For the listing below, give the count of lines containing the string "React" and nothing else.

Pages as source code
┌──

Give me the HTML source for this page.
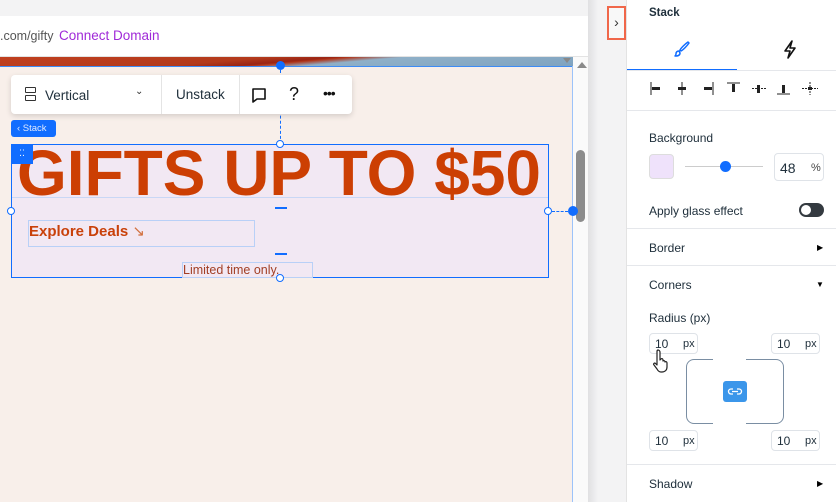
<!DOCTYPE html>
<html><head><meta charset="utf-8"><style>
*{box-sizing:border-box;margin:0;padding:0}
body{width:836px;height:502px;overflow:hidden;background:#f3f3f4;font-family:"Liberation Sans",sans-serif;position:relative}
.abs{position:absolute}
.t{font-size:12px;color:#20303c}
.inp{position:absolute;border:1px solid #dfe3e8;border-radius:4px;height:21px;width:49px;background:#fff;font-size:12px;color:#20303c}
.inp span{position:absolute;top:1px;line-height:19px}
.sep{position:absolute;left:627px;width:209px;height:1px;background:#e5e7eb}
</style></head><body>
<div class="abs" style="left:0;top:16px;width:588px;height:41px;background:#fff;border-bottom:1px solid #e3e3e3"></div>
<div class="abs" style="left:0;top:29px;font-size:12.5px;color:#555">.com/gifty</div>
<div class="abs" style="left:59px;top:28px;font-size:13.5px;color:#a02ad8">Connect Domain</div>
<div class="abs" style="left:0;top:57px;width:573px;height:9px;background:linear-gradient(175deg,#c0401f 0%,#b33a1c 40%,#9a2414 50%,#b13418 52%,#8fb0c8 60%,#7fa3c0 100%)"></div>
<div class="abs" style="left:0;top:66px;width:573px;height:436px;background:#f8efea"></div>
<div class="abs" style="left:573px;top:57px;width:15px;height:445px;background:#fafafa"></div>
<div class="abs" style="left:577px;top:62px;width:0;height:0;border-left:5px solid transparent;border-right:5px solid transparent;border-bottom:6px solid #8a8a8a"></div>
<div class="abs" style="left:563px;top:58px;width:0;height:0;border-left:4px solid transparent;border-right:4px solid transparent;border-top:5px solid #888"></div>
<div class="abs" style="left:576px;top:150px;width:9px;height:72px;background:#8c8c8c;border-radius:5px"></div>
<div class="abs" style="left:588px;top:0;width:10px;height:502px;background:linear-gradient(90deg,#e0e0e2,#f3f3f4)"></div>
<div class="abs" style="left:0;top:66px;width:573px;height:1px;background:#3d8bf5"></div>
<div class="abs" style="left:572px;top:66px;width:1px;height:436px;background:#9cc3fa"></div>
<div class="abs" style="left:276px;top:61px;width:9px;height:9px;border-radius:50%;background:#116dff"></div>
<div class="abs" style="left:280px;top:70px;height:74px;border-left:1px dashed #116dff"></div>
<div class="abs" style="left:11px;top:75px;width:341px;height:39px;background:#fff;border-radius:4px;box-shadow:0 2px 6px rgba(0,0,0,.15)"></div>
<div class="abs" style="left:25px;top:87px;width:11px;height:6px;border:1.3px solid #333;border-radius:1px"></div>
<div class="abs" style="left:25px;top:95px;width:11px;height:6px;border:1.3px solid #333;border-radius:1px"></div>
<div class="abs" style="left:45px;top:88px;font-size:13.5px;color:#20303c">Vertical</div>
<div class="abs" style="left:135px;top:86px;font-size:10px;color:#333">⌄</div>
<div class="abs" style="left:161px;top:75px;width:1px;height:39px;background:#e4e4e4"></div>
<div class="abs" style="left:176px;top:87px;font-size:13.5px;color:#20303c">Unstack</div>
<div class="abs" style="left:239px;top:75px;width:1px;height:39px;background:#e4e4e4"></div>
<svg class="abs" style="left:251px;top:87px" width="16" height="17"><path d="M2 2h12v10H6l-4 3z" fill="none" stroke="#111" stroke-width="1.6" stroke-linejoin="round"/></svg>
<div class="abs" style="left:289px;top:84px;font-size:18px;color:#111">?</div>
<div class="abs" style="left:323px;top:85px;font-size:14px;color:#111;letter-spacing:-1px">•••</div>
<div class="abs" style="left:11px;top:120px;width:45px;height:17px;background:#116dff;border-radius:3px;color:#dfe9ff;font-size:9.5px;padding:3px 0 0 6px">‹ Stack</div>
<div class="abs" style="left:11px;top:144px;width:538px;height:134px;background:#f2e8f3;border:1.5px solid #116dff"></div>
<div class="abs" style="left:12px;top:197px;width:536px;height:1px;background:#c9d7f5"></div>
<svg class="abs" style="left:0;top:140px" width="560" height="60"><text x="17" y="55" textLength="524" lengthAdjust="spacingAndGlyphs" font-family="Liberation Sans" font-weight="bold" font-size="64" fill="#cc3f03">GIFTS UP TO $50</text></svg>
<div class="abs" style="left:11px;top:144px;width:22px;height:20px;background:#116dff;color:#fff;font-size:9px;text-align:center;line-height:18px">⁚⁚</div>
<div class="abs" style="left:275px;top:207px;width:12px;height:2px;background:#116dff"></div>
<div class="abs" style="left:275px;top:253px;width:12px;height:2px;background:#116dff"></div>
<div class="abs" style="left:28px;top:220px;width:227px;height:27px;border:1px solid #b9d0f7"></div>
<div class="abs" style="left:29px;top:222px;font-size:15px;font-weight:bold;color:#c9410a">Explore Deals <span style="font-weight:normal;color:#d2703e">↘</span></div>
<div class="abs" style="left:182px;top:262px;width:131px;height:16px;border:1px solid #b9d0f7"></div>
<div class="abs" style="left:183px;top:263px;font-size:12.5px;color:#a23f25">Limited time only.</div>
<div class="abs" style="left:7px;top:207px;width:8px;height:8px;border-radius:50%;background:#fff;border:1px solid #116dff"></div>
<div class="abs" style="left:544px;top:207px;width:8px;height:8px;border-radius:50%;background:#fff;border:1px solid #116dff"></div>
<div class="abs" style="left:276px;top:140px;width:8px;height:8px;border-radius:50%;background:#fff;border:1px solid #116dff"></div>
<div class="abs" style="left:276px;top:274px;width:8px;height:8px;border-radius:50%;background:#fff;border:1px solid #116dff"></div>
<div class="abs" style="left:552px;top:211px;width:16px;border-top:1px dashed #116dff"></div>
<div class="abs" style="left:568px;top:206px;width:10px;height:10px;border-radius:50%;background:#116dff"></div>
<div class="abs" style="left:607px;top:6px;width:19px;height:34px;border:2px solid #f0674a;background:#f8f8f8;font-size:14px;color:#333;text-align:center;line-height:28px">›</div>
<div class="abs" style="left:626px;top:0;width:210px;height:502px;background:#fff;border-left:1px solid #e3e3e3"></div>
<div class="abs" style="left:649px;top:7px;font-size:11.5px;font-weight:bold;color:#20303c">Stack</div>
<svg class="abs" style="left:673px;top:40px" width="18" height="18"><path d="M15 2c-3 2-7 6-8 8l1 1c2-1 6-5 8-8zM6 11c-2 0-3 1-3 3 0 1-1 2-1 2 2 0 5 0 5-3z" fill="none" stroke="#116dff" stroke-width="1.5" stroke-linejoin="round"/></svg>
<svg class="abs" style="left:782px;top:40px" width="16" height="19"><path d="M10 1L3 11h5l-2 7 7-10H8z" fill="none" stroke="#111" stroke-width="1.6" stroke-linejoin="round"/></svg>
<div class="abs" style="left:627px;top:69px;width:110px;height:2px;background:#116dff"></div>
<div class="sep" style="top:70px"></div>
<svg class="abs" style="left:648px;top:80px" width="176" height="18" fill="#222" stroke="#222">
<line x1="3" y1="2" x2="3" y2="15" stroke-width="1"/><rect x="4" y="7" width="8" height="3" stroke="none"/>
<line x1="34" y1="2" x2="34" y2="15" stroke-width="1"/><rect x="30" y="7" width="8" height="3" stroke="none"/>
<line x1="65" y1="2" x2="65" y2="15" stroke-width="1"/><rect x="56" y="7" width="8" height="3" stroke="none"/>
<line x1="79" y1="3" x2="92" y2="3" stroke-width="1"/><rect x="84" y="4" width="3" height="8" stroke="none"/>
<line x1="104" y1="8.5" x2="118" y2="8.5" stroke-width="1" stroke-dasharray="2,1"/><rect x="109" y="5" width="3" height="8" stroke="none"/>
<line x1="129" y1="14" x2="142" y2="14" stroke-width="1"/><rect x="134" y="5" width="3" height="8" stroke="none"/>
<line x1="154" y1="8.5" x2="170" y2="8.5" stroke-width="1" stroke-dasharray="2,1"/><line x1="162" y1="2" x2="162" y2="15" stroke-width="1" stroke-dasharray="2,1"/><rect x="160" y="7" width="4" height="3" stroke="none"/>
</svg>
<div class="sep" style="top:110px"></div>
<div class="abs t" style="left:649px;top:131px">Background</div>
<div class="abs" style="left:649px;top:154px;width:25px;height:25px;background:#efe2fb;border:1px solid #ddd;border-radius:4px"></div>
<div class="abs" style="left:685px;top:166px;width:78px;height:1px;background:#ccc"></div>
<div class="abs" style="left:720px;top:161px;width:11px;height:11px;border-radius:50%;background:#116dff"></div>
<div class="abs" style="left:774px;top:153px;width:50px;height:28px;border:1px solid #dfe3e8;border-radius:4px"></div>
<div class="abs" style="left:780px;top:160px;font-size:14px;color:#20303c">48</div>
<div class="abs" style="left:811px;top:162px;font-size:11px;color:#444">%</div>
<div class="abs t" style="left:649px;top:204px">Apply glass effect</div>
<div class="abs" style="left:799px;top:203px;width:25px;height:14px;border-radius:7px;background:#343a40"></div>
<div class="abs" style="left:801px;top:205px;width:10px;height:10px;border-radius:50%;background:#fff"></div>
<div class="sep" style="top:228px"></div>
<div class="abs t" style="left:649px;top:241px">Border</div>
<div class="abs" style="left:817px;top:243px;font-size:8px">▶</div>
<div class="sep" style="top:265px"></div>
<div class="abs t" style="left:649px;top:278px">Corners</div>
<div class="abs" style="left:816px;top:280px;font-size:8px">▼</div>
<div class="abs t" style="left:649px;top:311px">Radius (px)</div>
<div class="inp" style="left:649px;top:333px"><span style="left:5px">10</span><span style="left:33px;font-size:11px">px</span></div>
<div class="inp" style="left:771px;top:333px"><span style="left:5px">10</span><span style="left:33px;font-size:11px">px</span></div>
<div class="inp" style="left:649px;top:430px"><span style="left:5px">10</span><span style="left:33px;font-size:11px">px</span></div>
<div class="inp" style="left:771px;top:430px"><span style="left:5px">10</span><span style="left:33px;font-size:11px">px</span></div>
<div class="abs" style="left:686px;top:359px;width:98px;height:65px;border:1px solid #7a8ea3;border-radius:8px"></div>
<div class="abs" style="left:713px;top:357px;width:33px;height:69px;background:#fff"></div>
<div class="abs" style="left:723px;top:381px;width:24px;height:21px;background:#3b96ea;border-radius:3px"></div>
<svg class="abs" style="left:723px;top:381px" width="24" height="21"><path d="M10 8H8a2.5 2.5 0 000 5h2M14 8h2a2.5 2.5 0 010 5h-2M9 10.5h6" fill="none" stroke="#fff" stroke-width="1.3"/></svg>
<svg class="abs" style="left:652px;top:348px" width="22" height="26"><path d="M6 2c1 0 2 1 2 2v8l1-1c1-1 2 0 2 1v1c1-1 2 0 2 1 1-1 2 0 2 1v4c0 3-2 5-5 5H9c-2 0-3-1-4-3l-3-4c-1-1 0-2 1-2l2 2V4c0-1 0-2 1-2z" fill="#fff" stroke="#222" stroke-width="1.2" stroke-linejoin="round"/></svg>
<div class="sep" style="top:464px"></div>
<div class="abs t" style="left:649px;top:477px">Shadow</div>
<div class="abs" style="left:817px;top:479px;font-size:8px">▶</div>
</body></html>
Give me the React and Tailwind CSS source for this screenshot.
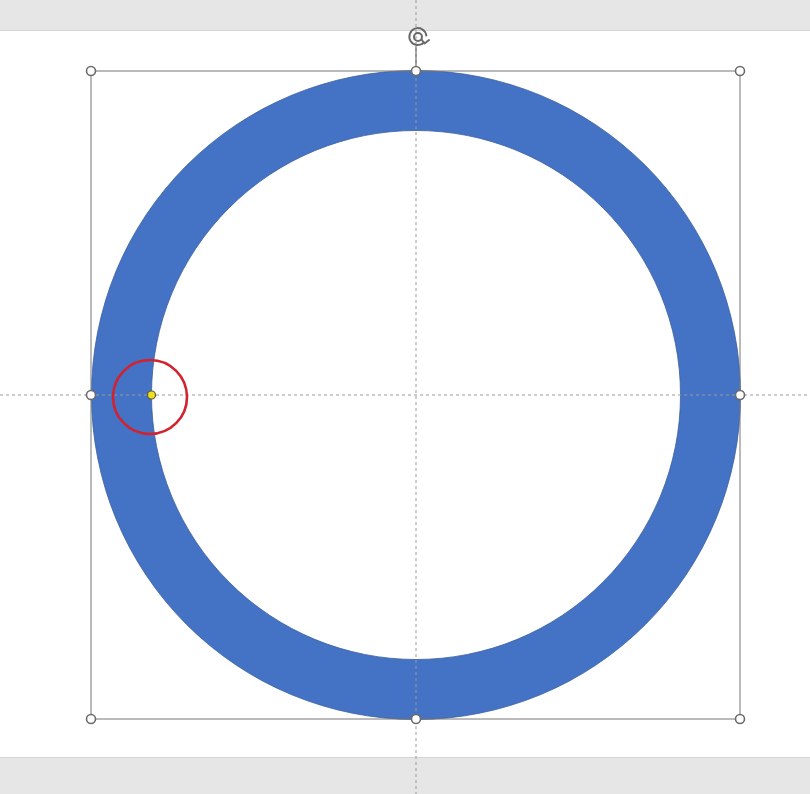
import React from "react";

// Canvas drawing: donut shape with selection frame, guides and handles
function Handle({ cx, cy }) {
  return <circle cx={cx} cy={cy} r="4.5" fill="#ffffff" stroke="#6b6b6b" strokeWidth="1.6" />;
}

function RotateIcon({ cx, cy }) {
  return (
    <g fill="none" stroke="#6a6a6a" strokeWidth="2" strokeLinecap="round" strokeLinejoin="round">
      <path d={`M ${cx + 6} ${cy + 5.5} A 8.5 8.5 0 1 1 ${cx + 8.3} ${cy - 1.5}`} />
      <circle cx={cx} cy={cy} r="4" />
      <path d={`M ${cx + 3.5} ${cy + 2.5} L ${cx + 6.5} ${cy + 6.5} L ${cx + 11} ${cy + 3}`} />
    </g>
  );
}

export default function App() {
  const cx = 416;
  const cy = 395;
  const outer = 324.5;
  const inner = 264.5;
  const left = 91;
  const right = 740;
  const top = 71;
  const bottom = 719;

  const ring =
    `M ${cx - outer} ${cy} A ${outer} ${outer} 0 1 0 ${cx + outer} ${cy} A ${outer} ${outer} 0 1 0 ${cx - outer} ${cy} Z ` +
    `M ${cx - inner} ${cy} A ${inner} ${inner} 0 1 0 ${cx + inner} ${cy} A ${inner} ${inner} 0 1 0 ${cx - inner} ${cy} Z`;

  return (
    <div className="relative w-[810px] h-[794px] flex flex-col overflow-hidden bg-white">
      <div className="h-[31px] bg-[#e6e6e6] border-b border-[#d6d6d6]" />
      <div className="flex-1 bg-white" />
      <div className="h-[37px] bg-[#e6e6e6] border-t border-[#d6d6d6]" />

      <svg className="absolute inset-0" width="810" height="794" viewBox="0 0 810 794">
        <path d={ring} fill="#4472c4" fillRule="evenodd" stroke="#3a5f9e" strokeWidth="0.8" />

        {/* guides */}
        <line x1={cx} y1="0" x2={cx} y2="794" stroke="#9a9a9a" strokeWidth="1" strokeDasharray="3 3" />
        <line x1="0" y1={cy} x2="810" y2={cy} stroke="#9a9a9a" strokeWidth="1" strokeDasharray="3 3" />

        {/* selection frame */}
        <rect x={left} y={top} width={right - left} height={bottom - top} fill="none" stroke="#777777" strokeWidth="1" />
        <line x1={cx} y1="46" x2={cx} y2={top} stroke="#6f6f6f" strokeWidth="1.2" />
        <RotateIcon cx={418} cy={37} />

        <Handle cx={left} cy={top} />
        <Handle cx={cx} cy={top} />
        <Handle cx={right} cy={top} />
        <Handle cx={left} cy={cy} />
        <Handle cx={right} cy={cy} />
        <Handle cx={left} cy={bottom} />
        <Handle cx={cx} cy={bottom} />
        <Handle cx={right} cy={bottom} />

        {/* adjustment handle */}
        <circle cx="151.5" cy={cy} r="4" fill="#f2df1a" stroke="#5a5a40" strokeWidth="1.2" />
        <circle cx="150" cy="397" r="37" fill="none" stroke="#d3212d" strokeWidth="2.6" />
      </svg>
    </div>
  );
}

└──

-- COMPLETE ANSWER --
2